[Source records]

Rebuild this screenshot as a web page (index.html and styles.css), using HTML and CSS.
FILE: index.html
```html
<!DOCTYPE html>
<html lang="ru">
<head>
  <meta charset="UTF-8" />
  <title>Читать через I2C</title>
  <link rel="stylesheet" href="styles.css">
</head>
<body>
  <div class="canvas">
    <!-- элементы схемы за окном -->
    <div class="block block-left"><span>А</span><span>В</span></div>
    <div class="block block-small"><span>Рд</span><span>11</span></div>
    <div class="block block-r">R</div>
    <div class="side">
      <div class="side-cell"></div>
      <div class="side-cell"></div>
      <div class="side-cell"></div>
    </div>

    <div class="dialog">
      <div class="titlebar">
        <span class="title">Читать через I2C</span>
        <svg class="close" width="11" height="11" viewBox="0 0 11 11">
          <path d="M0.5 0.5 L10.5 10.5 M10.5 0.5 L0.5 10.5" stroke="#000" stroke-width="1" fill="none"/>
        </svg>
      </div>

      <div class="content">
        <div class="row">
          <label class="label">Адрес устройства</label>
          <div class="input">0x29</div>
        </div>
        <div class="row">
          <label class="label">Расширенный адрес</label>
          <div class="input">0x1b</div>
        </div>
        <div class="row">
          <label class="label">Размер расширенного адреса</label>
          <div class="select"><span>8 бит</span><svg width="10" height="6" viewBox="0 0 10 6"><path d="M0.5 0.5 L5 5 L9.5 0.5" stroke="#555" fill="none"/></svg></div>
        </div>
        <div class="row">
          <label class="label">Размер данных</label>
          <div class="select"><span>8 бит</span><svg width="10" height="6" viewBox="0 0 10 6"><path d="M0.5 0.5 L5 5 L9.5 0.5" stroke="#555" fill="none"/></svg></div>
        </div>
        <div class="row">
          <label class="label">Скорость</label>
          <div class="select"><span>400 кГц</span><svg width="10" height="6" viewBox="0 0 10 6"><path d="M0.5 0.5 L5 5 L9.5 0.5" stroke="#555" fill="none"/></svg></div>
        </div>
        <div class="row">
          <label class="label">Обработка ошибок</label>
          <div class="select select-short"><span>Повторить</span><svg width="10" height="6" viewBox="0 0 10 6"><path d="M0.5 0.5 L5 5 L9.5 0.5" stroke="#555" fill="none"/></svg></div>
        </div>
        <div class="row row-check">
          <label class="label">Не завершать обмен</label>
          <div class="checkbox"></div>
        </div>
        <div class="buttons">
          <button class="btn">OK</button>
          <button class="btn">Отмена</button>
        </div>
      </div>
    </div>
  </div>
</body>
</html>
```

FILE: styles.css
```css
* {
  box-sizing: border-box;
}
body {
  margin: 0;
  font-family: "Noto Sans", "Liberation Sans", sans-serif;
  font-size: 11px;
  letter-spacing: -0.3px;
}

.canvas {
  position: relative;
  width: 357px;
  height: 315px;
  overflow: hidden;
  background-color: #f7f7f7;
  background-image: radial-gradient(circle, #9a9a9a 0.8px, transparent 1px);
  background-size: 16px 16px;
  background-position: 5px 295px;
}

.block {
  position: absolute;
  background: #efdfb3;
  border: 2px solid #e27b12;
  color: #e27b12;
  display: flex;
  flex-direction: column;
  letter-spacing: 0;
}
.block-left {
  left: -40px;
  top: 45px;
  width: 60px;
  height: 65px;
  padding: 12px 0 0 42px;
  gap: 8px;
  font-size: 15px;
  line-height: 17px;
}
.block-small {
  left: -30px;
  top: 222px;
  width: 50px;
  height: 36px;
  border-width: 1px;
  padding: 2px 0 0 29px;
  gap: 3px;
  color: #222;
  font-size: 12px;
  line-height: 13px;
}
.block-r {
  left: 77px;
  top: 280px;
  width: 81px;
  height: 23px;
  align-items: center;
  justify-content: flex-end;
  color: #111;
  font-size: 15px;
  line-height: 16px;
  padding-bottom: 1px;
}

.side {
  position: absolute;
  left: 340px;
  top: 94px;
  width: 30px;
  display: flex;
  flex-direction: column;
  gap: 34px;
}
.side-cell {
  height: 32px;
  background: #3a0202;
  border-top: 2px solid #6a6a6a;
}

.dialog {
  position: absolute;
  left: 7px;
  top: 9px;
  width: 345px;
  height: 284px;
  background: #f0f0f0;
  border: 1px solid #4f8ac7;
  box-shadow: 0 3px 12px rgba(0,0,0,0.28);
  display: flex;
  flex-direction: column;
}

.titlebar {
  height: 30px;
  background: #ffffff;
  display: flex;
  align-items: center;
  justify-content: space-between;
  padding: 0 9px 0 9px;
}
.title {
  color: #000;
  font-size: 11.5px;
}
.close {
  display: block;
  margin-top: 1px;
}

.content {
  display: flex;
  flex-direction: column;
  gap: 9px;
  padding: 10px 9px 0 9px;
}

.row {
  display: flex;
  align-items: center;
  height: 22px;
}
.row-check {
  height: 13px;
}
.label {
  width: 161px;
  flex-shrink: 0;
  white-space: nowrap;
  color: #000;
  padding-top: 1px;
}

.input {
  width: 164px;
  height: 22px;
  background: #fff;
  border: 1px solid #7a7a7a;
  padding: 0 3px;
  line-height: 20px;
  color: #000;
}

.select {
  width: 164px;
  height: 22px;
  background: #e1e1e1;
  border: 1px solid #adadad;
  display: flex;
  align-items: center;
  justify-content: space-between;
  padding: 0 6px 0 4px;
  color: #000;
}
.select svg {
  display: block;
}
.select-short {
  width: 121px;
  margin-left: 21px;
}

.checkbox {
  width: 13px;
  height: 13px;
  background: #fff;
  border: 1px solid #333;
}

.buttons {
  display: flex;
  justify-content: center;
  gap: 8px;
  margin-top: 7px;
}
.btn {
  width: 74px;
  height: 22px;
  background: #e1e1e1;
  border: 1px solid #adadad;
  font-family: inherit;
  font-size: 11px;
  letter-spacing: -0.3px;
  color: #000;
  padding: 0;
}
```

--

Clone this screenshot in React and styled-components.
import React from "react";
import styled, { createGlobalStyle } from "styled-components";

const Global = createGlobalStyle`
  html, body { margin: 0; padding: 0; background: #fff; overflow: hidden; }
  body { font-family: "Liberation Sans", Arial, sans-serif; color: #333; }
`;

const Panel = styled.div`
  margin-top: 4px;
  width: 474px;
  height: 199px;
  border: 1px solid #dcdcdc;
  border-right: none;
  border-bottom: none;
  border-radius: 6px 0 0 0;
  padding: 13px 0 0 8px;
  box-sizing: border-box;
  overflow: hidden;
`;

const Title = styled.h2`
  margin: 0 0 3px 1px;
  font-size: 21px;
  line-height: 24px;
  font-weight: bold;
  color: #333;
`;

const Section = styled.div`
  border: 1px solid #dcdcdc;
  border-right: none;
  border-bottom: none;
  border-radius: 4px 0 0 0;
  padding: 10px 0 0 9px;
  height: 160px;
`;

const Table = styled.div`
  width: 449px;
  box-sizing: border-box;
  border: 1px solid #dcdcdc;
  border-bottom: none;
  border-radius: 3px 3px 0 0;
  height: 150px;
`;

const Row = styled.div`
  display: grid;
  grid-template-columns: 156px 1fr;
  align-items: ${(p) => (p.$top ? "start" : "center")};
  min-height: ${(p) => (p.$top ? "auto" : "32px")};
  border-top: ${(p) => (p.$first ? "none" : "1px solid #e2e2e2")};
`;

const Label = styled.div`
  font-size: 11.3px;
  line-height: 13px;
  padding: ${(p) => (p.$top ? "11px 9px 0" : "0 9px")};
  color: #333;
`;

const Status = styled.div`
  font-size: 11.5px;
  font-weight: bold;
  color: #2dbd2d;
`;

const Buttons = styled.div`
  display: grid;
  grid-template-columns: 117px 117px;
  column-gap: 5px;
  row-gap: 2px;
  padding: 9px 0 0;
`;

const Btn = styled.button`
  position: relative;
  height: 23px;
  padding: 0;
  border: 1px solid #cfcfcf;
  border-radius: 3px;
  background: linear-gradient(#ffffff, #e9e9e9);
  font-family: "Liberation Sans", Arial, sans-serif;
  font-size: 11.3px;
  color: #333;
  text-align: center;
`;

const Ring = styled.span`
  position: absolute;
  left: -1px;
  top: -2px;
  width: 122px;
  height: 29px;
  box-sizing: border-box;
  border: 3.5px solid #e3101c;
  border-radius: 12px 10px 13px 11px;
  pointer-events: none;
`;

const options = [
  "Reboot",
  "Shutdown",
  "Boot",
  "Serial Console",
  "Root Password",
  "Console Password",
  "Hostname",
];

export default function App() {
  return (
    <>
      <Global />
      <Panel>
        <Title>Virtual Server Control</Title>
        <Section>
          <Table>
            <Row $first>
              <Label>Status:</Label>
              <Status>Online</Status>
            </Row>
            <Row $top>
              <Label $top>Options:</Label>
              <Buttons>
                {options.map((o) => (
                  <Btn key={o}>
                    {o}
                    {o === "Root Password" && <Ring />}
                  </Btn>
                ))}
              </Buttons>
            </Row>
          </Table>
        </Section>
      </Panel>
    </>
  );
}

* [Given task]:
Gather every line from the entries above where the word "styles" appears, and copy them.

* [Finished exercise]:
Rebuild this screenshot as a web page (index.html and styles.css), using HTML and CSS.
  <link rel="stylesheet" href="styles.css">
FILE: styles.css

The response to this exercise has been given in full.